Under the 2022 budget, legal aid lawyers' hourly rates will increase by 12% beginning 1 July
The New Zealand government has allotted additional funds in the 2022 national budget to improve the legal aid system across New Zealand, Minister of Justice Kris Faafoi announced.
He explained that the 2022 budget contains an additional investment of $148m over the next four years to ensure people will not be denied access to justice based on their financial means, given that legal aid plays a crucial role in ensuring equity in the justice system.
“Budget 2022 will help around 93,000 more people be eligible for legal aid from January 2023, fulfilling our election promise to make improvements to our court system so everyone has appropriate access to justice,” Faafoi said.

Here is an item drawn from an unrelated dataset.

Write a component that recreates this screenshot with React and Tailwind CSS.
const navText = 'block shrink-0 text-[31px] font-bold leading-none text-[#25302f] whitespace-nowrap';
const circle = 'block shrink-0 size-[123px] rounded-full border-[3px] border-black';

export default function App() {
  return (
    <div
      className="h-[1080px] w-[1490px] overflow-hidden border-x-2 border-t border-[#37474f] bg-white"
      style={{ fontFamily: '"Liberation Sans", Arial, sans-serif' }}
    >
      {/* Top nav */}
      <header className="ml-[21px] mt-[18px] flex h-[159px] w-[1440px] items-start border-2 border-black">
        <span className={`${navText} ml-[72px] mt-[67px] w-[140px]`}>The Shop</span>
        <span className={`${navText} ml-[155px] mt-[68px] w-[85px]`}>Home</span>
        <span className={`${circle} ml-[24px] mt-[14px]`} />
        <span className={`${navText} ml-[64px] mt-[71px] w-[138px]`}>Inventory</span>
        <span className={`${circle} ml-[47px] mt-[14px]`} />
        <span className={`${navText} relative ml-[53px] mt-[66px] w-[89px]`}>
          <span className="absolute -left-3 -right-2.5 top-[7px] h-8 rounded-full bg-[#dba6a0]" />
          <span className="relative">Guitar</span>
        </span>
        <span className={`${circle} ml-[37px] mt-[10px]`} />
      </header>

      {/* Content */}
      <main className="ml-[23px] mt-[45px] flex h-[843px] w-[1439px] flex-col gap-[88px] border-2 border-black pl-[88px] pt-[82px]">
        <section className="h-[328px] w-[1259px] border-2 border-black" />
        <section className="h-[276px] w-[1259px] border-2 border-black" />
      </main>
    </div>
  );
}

In addition, the 2022 budget will implement changes to policies governing eligibility, repayment and legal aid lawyers’ remuneration to ensure that the legal aid system remains resilient in the future. It will also increase the hourly rates of over 2,400 legal aid lawyers by 12% beginning 1 July.

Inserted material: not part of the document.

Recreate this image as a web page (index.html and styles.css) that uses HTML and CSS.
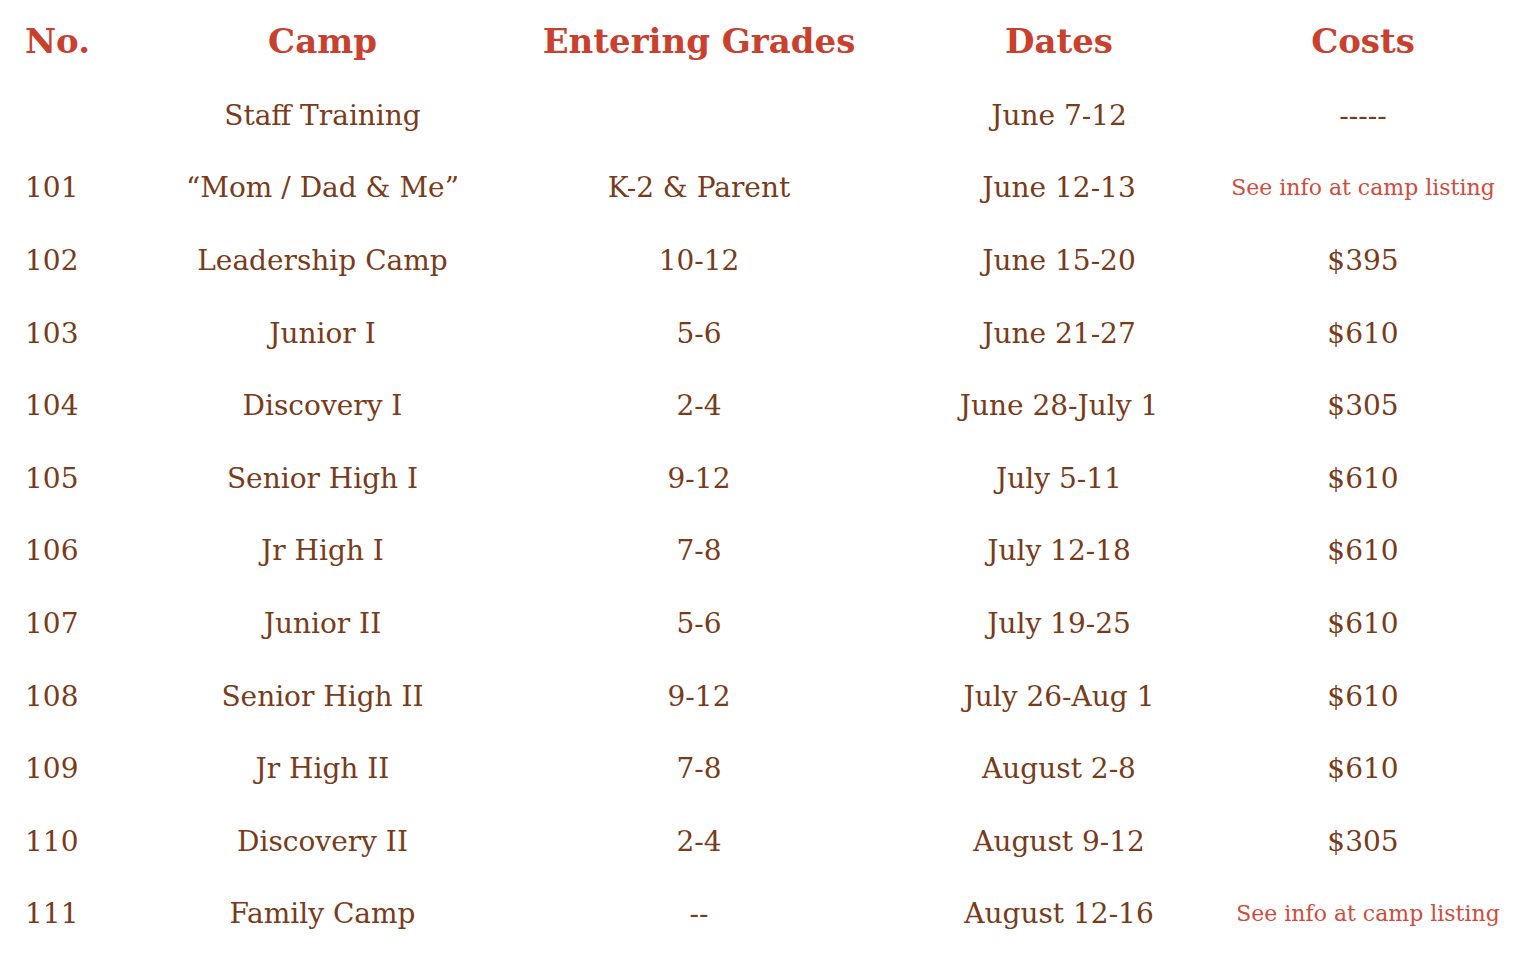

“This will mean more people will be able to access the scheme and get legal advice, ensuring the ongoing viability of the legal aid system,” Faafoi said.
Moreover, he confirmed that the 2022 budget provides additional funding of $41.4m over the next four years to cover the costs of increased demand for legal aid services based on projections covering the 2024-2025 period. Funds worth $34.5m would be applied to address the impact of case backlogs resulting from the COVID-19 pandemic.
“This is the most effective way to make sure the courts that saw an increase in active cases due to COVID-19 can reduce these caseloads to pre-COVID-19 levels,” said Minister for Courts Aupito William Sio.
To help expedite court processes, Faafoi said that the 2022 budget sets aside another $11m over the next four years to implement the Criminal Process Improvement Programme (CPIP), a judicially led initiative to reduce backlog in the criminal jurisdiction of the District Court by establishing best practice in court procedure.
“CPIP is also critical to implementing Te Ao Mārama, the new model for the District Court, ensuring the system has the capacity to embed transformational change,” he said.